INFORMATION GIVEN:
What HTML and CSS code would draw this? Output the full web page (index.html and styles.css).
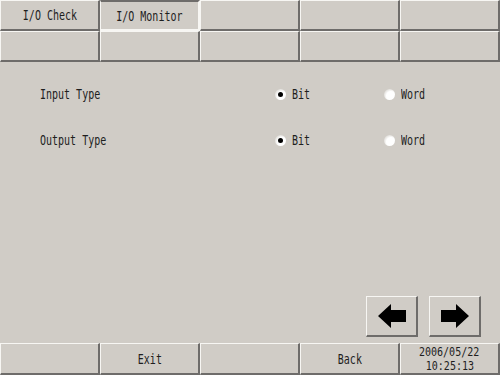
---
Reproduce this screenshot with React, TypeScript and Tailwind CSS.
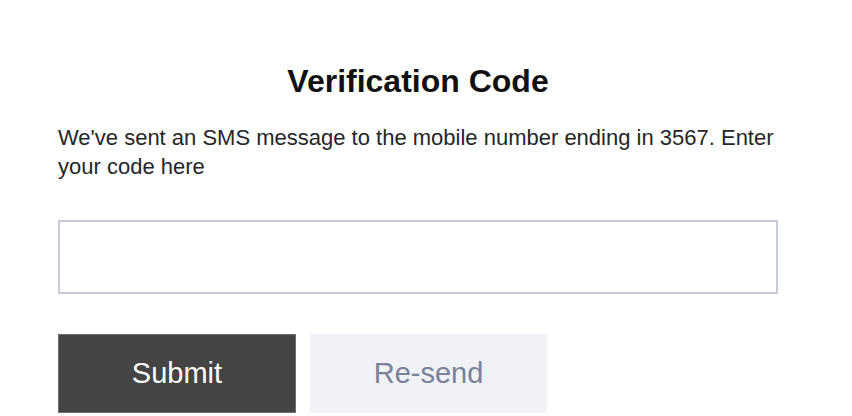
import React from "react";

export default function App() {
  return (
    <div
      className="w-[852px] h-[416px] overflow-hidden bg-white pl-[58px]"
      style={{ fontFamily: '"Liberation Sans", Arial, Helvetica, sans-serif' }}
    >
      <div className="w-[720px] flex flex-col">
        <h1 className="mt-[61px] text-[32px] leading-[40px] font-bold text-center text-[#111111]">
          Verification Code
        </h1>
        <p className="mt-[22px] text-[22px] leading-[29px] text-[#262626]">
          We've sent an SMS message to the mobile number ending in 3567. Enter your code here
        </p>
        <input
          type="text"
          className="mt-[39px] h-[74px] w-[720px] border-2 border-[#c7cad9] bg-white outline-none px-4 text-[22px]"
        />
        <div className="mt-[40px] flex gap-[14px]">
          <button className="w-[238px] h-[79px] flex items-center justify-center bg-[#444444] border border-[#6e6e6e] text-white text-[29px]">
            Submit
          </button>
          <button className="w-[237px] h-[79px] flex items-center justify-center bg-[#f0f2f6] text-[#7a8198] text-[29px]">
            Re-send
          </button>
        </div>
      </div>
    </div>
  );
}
* * *
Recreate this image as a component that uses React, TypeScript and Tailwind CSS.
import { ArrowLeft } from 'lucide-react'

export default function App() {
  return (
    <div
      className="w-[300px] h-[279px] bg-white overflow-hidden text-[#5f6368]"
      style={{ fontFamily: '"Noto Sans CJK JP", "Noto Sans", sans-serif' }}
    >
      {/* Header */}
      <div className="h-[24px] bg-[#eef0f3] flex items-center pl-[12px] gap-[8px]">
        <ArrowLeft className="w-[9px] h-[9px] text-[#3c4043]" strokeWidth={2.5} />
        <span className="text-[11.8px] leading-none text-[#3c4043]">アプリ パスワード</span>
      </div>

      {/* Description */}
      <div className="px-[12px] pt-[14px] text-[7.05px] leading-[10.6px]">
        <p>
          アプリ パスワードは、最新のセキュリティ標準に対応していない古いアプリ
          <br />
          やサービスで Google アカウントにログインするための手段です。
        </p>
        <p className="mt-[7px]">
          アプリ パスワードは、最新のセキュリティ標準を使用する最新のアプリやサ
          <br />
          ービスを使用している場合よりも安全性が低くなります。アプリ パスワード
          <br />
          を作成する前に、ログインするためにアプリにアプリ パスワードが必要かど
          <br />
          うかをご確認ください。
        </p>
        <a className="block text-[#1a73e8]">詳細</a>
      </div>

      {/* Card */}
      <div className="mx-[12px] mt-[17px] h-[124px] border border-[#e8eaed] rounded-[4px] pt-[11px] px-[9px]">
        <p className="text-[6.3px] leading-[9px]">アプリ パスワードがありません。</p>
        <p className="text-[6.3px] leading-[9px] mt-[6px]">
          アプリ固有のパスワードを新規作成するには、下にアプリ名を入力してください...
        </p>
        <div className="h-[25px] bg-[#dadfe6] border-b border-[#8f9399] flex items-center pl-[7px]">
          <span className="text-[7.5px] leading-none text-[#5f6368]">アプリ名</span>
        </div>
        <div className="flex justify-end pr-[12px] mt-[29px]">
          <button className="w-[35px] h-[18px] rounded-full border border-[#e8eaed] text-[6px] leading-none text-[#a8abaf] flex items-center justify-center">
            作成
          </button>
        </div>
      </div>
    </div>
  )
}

WHAT YOU ARE ASKED TO DO: Give again, word for word, the lines from the one that contains "Reproduce this screenshot" to the one that contains "import React from", both included. Omit the pictures.

RESPONSE TO THE EXERCISE:
Reproduce this screenshot with React, TypeScript and Tailwind CSS.
import React from "react";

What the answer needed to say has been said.